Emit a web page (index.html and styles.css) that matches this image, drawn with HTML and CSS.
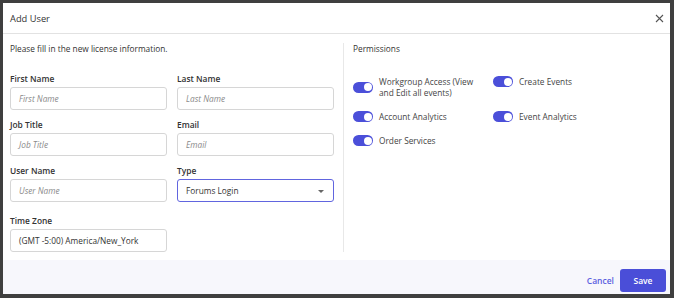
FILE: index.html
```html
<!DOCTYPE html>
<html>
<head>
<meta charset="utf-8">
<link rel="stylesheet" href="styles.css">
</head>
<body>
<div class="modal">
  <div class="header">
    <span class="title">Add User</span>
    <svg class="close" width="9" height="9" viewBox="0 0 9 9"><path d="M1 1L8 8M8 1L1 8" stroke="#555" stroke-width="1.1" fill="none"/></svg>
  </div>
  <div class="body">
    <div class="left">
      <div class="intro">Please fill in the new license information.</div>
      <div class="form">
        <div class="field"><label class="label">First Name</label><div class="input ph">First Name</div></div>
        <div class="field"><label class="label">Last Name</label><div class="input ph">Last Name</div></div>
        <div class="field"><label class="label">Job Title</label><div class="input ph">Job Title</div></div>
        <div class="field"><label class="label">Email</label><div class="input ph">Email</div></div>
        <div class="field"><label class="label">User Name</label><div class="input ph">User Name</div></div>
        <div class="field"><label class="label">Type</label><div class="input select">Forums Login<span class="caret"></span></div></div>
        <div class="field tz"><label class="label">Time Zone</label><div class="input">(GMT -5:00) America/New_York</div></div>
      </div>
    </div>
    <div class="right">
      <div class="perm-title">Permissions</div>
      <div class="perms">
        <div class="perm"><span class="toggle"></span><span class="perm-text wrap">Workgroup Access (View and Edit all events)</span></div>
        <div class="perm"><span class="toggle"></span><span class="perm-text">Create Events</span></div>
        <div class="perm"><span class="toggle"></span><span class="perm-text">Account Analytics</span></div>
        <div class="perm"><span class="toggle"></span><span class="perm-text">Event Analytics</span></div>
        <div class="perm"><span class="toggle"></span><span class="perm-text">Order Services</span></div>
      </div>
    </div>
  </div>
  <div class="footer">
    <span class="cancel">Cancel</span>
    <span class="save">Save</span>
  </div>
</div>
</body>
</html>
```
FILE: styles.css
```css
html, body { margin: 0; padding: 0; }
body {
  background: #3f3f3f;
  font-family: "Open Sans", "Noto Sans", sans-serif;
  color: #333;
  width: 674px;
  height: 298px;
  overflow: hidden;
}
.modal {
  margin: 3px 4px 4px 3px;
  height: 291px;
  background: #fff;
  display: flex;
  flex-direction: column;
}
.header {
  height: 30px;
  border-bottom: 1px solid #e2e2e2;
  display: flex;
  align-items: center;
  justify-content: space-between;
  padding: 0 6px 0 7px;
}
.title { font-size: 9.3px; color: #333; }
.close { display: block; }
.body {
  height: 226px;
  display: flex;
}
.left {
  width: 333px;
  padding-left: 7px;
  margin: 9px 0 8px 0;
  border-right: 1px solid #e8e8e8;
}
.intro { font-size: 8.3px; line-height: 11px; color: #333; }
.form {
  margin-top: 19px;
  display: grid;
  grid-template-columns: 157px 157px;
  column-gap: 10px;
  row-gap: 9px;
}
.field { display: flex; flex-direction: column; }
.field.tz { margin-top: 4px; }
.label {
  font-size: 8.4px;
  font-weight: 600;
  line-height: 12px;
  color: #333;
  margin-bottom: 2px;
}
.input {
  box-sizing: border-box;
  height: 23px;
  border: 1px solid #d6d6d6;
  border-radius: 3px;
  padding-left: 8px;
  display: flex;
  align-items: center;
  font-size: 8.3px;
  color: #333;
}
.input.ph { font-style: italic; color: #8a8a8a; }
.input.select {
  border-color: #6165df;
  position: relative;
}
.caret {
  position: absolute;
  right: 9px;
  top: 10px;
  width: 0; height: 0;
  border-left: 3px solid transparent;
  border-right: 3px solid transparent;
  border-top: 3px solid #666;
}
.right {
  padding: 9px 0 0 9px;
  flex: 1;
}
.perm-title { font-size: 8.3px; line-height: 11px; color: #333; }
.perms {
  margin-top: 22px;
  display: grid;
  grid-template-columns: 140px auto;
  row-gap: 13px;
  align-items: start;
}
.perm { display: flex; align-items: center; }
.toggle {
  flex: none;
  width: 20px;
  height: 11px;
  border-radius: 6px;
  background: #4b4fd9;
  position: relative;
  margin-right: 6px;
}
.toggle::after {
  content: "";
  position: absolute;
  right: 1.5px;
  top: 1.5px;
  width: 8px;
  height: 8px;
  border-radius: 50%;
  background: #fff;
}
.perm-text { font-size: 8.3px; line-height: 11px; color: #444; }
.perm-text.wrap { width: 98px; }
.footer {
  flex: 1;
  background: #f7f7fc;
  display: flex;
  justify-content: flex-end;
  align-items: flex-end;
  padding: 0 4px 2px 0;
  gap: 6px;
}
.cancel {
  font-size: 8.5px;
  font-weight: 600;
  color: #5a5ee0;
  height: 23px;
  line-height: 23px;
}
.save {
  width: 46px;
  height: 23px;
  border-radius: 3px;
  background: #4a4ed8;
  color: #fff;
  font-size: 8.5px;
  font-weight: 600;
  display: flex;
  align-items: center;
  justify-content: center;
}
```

------------------------------

» **Task prompt**:
Reproduce the material word for word, minus the images.

» **Written reply**:
Emit a web page (index.html and styles.css) that matches this image, drawn with HTML and CSS.
FILE: index.html
```html
<!DOCTYPE html>
<html>
<head>
<meta charset="utf-8">
<link rel="stylesheet" href="styles.css">
</head>
<body>
<div class="modal">
  <div class="header">
    <span class="title">Add User</span>
    <svg class="close" width="9" height="9" viewBox="0 0 9 9"><path d="M1 1L8 8M8 1L1 8" stroke="#555" stroke-width="1.1" fill="none"/></svg>
  </div>
  <div class="body">
    <div class="left">
      <div class="intro">Please fill in the new license information.</div>
      <div class="form">
        <div class="field"><label class="label">First Name</label><div class="input ph">First Name</div></div>
        <div class="field"><label class="label">Last Name</label><div class="input ph">Last Name</div></div>
        <div class="field"><label class="label">Job Title</label><div class="input ph">Job Title</div></div>
        <div class="field"><label class="label">Email</label><div class="input ph">Email</div></div>
        <div class="field"><label class="label">User Name</label><div class="input ph">User Name</div></div>
        <div class="field"><label class="label">Type</label><div class="input select">Forums Login<span class="caret"></span></div></div>
        <div class="field tz"><label class="label">Time Zone</label><div class="input">(GMT -5:00) America/New_York</div></div>
      </div>
    </div>
    <div class="right">
      <div class="perm-title">Permissions</div>
      <div class="perms">
        <div class="perm"><span class="toggle"></span><span class="perm-text wrap">Workgroup Access (View and Edit all events)</span></div>
        <div class="perm"><span class="toggle"></span><span class="perm-text">Create Events</span></div>
        <div class="perm"><span class="toggle"></span><span class="perm-text">Account Analytics</span></div>
        <div class="perm"><span class="toggle"></span><span class="perm-text">Event Analytics</span></div>
        <div class="perm"><span class="toggle"></span><span class="perm-text">Order Services</span></div>
      </div>
    </div>
  </div>
  <div class="footer">
    <span class="cancel">Cancel</span>
    <span class="save">Save</span>
  </div>
</div>
</body>
</html>
```
FILE: styles.css
```css
html, body { margin: 0; padding: 0; }
body {
  background: #3f3f3f;
  font-family: "Open Sans", "Noto Sans", sans-serif;
  color: #333;
  width: 674px;
  height: 298px;
  overflow: hidden;
}
.modal {
  margin: 3px 4px 4px 3px;
  height: 291px;
  background: #fff;
  display: flex;
  flex-direction: column;
}
.header {
  height: 30px;
  border-bottom: 1px solid #e2e2e2;
  display: flex;
  align-items: center;
  justify-content: space-between;
  padding: 0 6px 0 7px;
}
.title { font-size: 9.3px; color: #333; }
.close { display: block; }
.body {
  height: 226px;
  display: flex;
}
.left {
  width: 333px;
  padding-left: 7px;
  margin: 9px 0 8px 0;
  border-right: 1px solid #e8e8e8;
}
.intro { font-size: 8.3px; line-height: 11px; color: #333; }
.form {
  margin-top: 19px;
  display: grid;
  grid-template-columns: 157px 157px;
  column-gap: 10px;
  row-gap: 9px;
}
.field { display: flex; flex-direction: column; }
.field.tz { margin-top: 4px; }
.label {
  font-size: 8.4px;
  font-weight: 600;
  line-height: 12px;
  color: #333;
  margin-bottom: 2px;
}
.input {
  box-sizing: border-box;
  height: 23px;
  border: 1px solid #d6d6d6;
  border-radius: 3px;
  padding-left: 8px;
  display: flex;
  align-items: center;
  font-size: 8.3px;
  color: #333;
}
.input.ph { font-style: italic; color: #8a8a8a; }
.input.select {
  border-color: #6165df;
  position: relative;
}
.caret {
  position: absolute;
  right: 9px;
  top: 10px;
  width: 0; height: 0;
  border-left: 3px solid transparent;
  border-right: 3px solid transparent;
  border-top: 3px solid #666;
}
.right {
  padding: 9px 0 0 9px;
  flex: 1;
}
.perm-title { font-size: 8.3px; line-height: 11px; color: #333; }
.perms {
  margin-top: 22px;
  display: grid;
  grid-template-columns: 140px auto;
  row-gap: 13px;
  align-items: start;
}
.perm { display: flex; align-items: center; }
.toggle {
  flex: none;
  width: 20px;
  height: 11px;
  border-radius: 6px;
  background: #4b4fd9;
  position: relative;
  margin-right: 6px;
}
.toggle::after {
  content: "";
  position: absolute;
  right: 1.5px;
  top: 1.5px;
  width: 8px;
  height: 8px;
  border-radius: 50%;
  background: #fff;
}
.perm-text { font-size: 8.3px; line-height: 11px; color: #444; }
.perm-text.wrap { width: 98px; }
.footer {
  flex: 1;
  background: #f7f7fc;
  display: flex;
  justify-content: flex-end;
  align-items: flex-end;
  padding: 0 4px 2px 0;
  gap: 6px;
}
.cancel {
  font-size: 8.5px;
  font-weight: 600;
  color: #5a5ee0;
  height: 23px;
  line-height: 23px;
}
.save {
  width: 46px;
  height: 23px;
  border-radius: 3px;
  background: #4a4ed8;
  color: #fff;
  font-size: 8.5px;
  font-weight: 600;
  display: flex;
  align-items: center;
  justify-content: center;
}
```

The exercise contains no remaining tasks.